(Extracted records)
┄┄┄┄┄┄
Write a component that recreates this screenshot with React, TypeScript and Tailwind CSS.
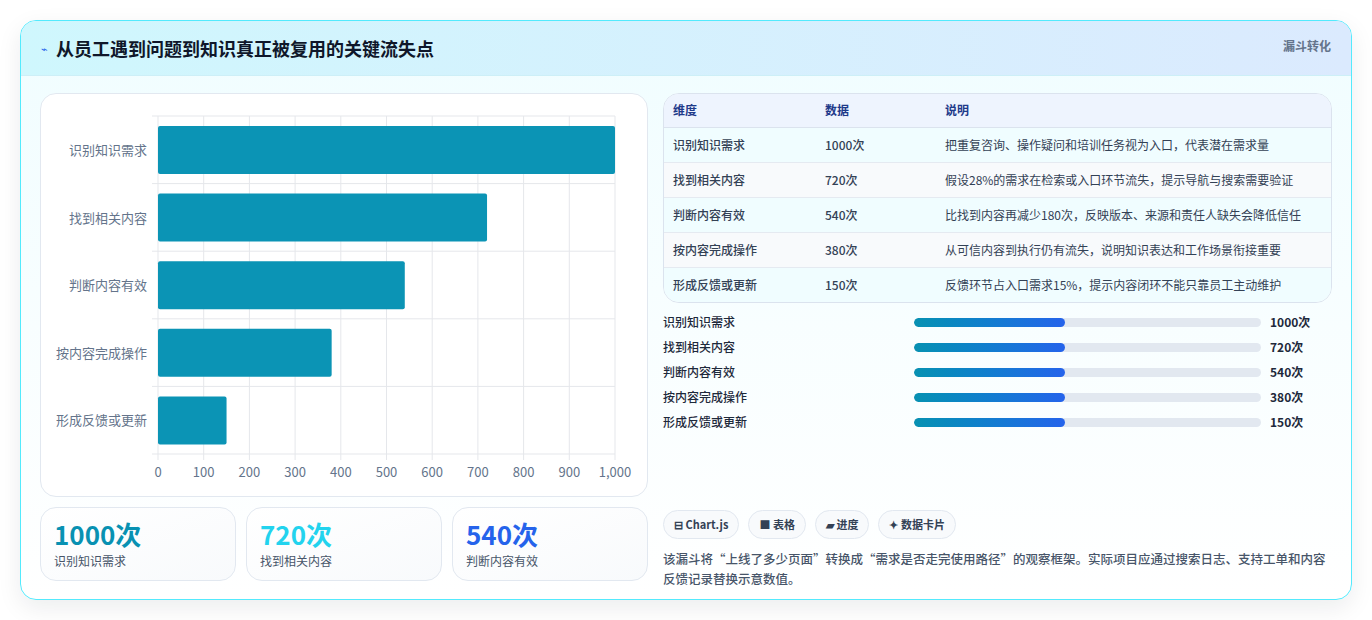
const rows = [
  { name: "识别知识需求", v: 1000, note: "把重复咨询、操作疑问和培训任务视为入口，代表潜在需求量" },
  { name: "找到相关内容", v: 720, note: "假设28%的需求在检索或入口环节流失，提示导航与搜索需要验证" },
  { name: "判断内容有效", v: 540, note: "比找到内容再减少180次，反映版本、来源和责任人缺失会降低信任" },
  { name: "按内容完成操作", v: 380, note: "从可信内容到执行仍有流失，说明知识表达和工作场景衔接重要" },
  { name: "形成反馈或更新", v: 150, note: "反馈环节占入口需求15%，提示内容闭环不能只靠员工主动维护" },
];

const font = { fontFamily: '"Noto Sans CJK SC", "Noto Sans", sans-serif' };

const Chart = () => {
  const L = 117, R = 574, T = 22, B = 360;
  const W = R - L;
  const band = (B - T) / 5;
  return (
    <svg width="607" height="403" className="block">
      {Array.from({ length: 11 }).map((_, i) => {
        const x = L + (W * i) / 10;
        return (
          <g key={i}>
            <line x1={x} y1={T} x2={x} y2={B + 6} stroke="#e5e7eb" />
            <text x={x} y={383} textAnchor="middle" fontSize="13" fill="#64748b">
              {i === 10 ? "1,000" : i * 100}
            </text>
          </g>
        );
      })}
      {Array.from({ length: 6 }).map((_, i) => (
        <line key={i} x1={L - 6} x2={R} y1={T + band * i} y2={T + band * i} stroke="#e5e7eb" />
      ))}
      {rows.map((r, i) => {
        const y = T + band * i + 10;
        return (
          <g key={r.name}>
            <rect x={L} y={y} width={(W * r.v) / 1000} height={48} rx="2" fill="#0b94b5" />
            <text x={106} y={y + 29} textAnchor="end" fontSize="13" fill="#64748b">{r.name}</text>
          </g>
        );
      })}
    </svg>
  );
};

export default function App() {
  return (
    <div className="w-[1372px] h-[620px] bg-white p-5" style={font}>
      <div className="rounded-2xl border border-cyan-300 overflow-hidden bg-gradient-to-b from-[#f0fdff] to-white shadow-[0_8px_24px_rgba(15,23,42,0.08)] h-[580px]">
        <div className="h-[55px] flex items-center justify-between px-5 bg-gradient-to-r from-[#cff7fd] to-[#dbeafe] border-b border-[#cdeff7]">
          <div className="flex items-center gap-2">
            <span className="text-[#2563eb] text-[11px]">⌁</span>
            <h1 className="text-[18px] font-bold text-[#0f172a]">从员工遇到问题到知识真正被复用的关键流失点</h1>
          </div>
          <span className="text-[12px] font-semibold text-[#64748b] self-start mt-[16px]">漏斗转化</span>
        </div>
        <div className="flex gap-[15px] px-[19px] pt-[17px]">
          <div className="w-[608px] flex flex-col gap-[10px]">
            <div className="rounded-2xl border border-[#e2e8f0] bg-white h-[404px] overflow-hidden">
              <Chart />
            </div>
            <div className="grid grid-cols-3 gap-[10px]">
              {[
                ["1000次", "识别知识需求", "text-[#0891b2]"],
                ["720次", "找到相关内容", "text-[#22d3ee]"],
                ["540次", "判断内容有效", "text-[#2563eb]"],
              ].map(([n, l, c]) => (
                <div key={l} className="rounded-2xl border border-[#e2e8f0] bg-gradient-to-br from-white to-[#f8fafc] h-[74px] px-[13px] pt-[8px]">
                  <div className={`text-[26px] font-bold leading-[36px] ${c}`}>{n}</div>
                  <div className="text-[12px] text-[#475569]">{l}</div>
                </div>
              ))}
            </div>
          </div>
          <div className="flex-1 flex flex-col">
            <div className="rounded-2xl border border-[#dbe3ee] overflow-hidden bg-white">
              <table className="w-full text-[12px] text-[#334155]">
                <thead>
                  <tr className="bg-[#eef4fe] text-[#1e3a8a] h-[33px] border-b border-[#dbe3ee]">
                    <th className="text-left font-semibold pl-[9px] w-[161px]">维度</th>
                    <th className="text-left font-semibold w-[120px]">数据</th>
                    <th className="text-left font-semibold">说明</th>
                  </tr>
                </thead>
                <tbody>
                  {rows.map((r, i) => (
                    <tr key={r.name} className={`h-[35px] ${i < 4 ? "border-b border-[#e5eaf1]" : ""} ${i % 2 ? "bg-[#f8fafc]" : "bg-[#f0fdff]"}`}>
                      <td className="pl-[9px] font-medium">{r.name}</td>
                      <td className="font-medium">{r.v}次</td>
                      <td>{r.note}</td>
                    </tr>
                  ))}
                </tbody>
              </table>
            </div>
            <div className="flex flex-col gap-[9px] mt-[11px]">
              {rows.map((r) => (
                <div key={r.name} className="flex items-center h-[16px] text-[12px]">
                  <span className="w-[251px] font-medium text-[#1e293b]">{r.name}</span>
                  <div className="w-[347px] h-[9px] rounded-full bg-[#e2e8f0] overflow-hidden">
                    <div className="w-[151px] h-full rounded-full bg-gradient-to-r from-[#0891b2] to-[#2563eb]" />
                  </div>
                  <span className="ml-[9px] font-bold text-[#1e293b]">{r.v}次</span>
                </div>
              ))}
            </div>
            <div className="flex gap-[9px] mt-[80px]">
              {["⊟ Chart.js", "■ 表格", "▰ 进度", "✦ 数据卡片"].map((c) => (
                <span key={c} className="h-[29px] px-[10px] rounded-full border border-[#e2e8f0] bg-[#f8fafc] text-[11px] font-semibold text-[#334155] flex items-center">{c}</span>
              ))}
            </div>
            <p className="mt-[10px] text-[12.5px] leading-[20px] text-[#475569] font-medium">
              该漏斗将“上线了多少页面”转换成“需求是否走完使用路径”的观察框架。实际项目应通过搜索日志、支持工单和内容反馈记录替换示意数值。
            </p>
          </div>
        </div>
      </div>
    </div>
  );
}
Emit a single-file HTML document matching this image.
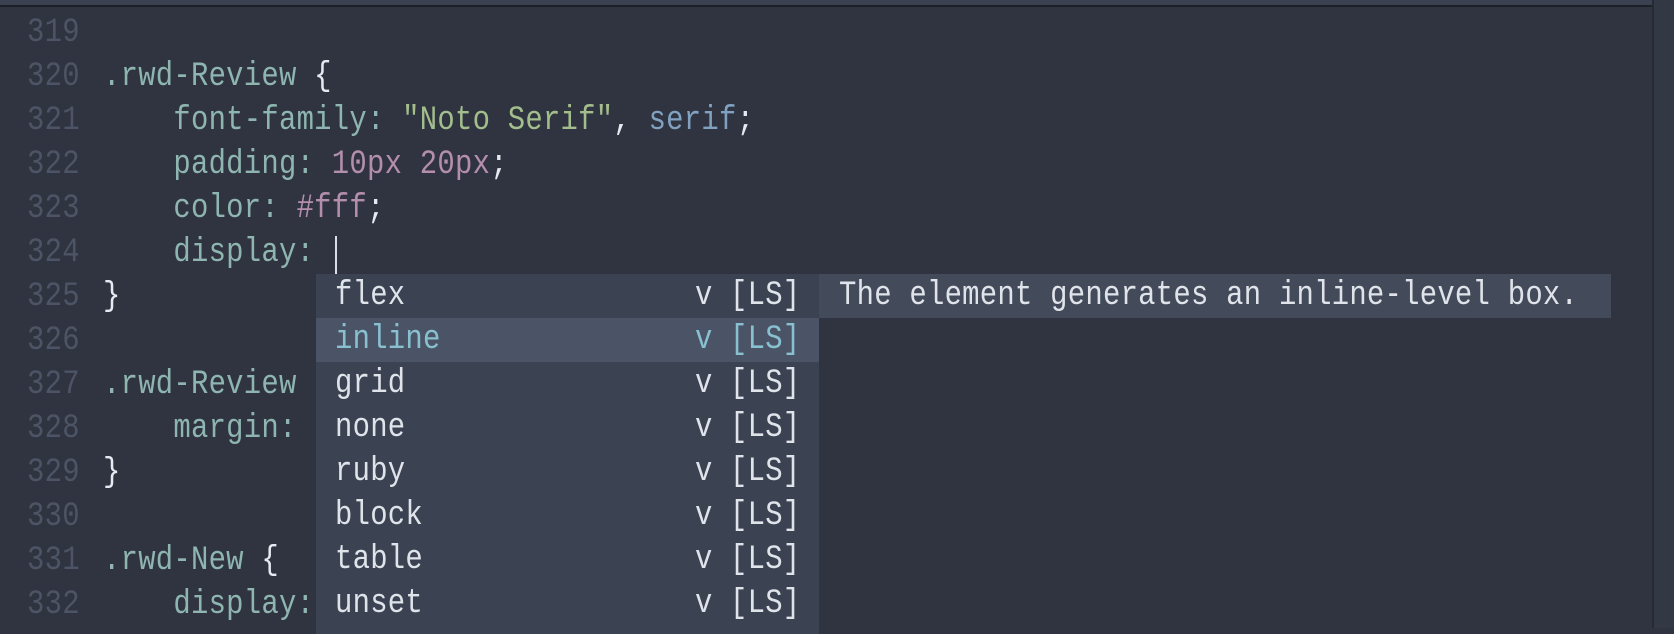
<!DOCTYPE html>
<html><head><style>
html,body{margin:0;padding:0}
body{width:1674px;height:628px;background:#2f3440;overflow:hidden;position:relative;font-family:"Liberation Mono","DejaVu Sans Mono",monospace;font-size:34px;letter-spacing:0.3px}
.top{position:absolute;left:0;top:0;width:1674px;height:5px;background:#3b4150;border-bottom:2px solid #1c2027}
.rs{position:absolute;left:1652px;top:0;width:22px;height:628px;background:#333845;border-left:2px solid #262a33}
.l{position:absolute;left:0;height:44px;line-height:44px;white-space:pre;color:#8fb5b0}
.n,.c,.w,.v,.t,.doc span{transform:scaleX(0.85);transform-origin:0 50%;display:inline-block}
.n{position:absolute;left:27px;color:#4c5465}
.c{position:absolute;left:103px}
.s{color:#a3be8c}.m{color:#b48ead}.b{color:#e5e9f0}.k{color:#81a1c1}
.cur{position:absolute;left:335px;top:236px;width:2px;height:38px;background:#d8dee9}
.pop{position:absolute;left:316px;top:274px;width:503px;height:360px;background:#3b4252}
.r{position:absolute;left:0;width:503px;height:44px;line-height:44px;color:#dfe3ea;white-space:pre}
.r.sel{background:#4b5466;color:#88c0d0}
.r .w{position:absolute;left:19px}
.r .v{position:absolute;left:379px}
.r .t{position:absolute;left:414px}
.doc{position:absolute;left:819px;top:274px;width:792px;height:44px;line-height:44px;background:#434b5b;color:#e0e4ea;white-space:pre}
.doc span{position:absolute;left:20px}
</style></head><body>
<div class="top"></div>
<div class="rs"></div>
<div class="l" style="top:11px"><span class="n">319</span></div>
<div class="l" style="top:55px"><span class="n">320</span><span class="c">.rwd-Review <span class="b">{</span></span></div>
<div class="l" style="top:99px"><span class="n">321</span><span class="c">    font-family: <span class="s">"Noto Serif"</span><span class="b">,</span> <span class="k">serif</span><span class="b">;</span></span></div>
<div class="l" style="top:143px"><span class="n">322</span><span class="c">    padding: <span class="m">10px 20px</span><span class="b">;</span></span></div>
<div class="l" style="top:187px"><span class="n">323</span><span class="c">    color: <span class="m">#fff</span><span class="b">;</span></span></div>
<div class="l" style="top:231px"><span class="n">324</span><span class="c">    display: </span></div>
<div class="l" style="top:275px"><span class="n">325</span><span class="c"><span class="b">}</span></span></div>
<div class="l" style="top:319px"><span class="n">326</span></div>
<div class="l" style="top:363px"><span class="n">327</span><span class="c">.rwd-Review</span></div>
<div class="l" style="top:407px"><span class="n">328</span><span class="c">    margin:</span></div>
<div class="l" style="top:451px"><span class="n">329</span><span class="c"><span class="b">}</span></span></div>
<div class="l" style="top:495px"><span class="n">330</span></div>
<div class="l" style="top:539px"><span class="n">331</span><span class="c">.rwd-New <span class="b">{</span></span></div>
<div class="l" style="top:583px"><span class="n">332</span><span class="c">    display:</span></div>
<div class="cur"></div>
<div class="pop">
<div class="r" style="top:0"><span class="w">flex</span><span class="v">v</span><span class="t">[LS]</span></div>
<div class="r sel" style="top:44px"><span class="w">inline</span><span class="v">v</span><span class="t">[LS]</span></div>
<div class="r" style="top:88px"><span class="w">grid</span><span class="v">v</span><span class="t">[LS]</span></div>
<div class="r" style="top:132px"><span class="w">none</span><span class="v">v</span><span class="t">[LS]</span></div>
<div class="r" style="top:176px"><span class="w">ruby</span><span class="v">v</span><span class="t">[LS]</span></div>
<div class="r" style="top:220px"><span class="w">block</span><span class="v">v</span><span class="t">[LS]</span></div>
<div class="r" style="top:264px"><span class="w">table</span><span class="v">v</span><span class="t">[LS]</span></div>
<div class="r" style="top:308px"><span class="w">unset</span><span class="v">v</span><span class="t">[LS]</span></div>
</div>
<div class="doc"><span>The element generates an inline-level box.</span></div>
</body></html>
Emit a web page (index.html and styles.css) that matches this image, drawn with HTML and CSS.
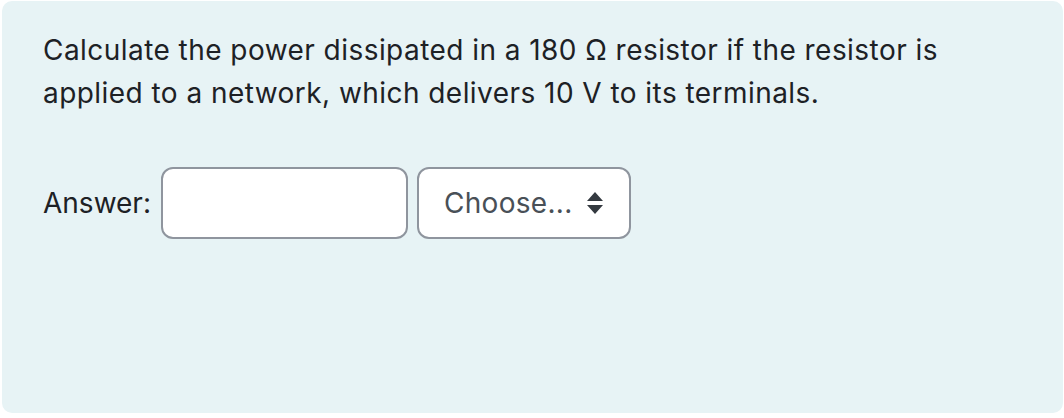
┄┄┄┄┄┄
* _Problem_
Look through the records and gather every line containing "that".

* _Answer to this exercise_
Write a component that recreates this screenshot with React, TypeScript and Tailwind CSS.
Emit a web page (index.html and styles.css) that matches this image, drawn with HTML and CSS.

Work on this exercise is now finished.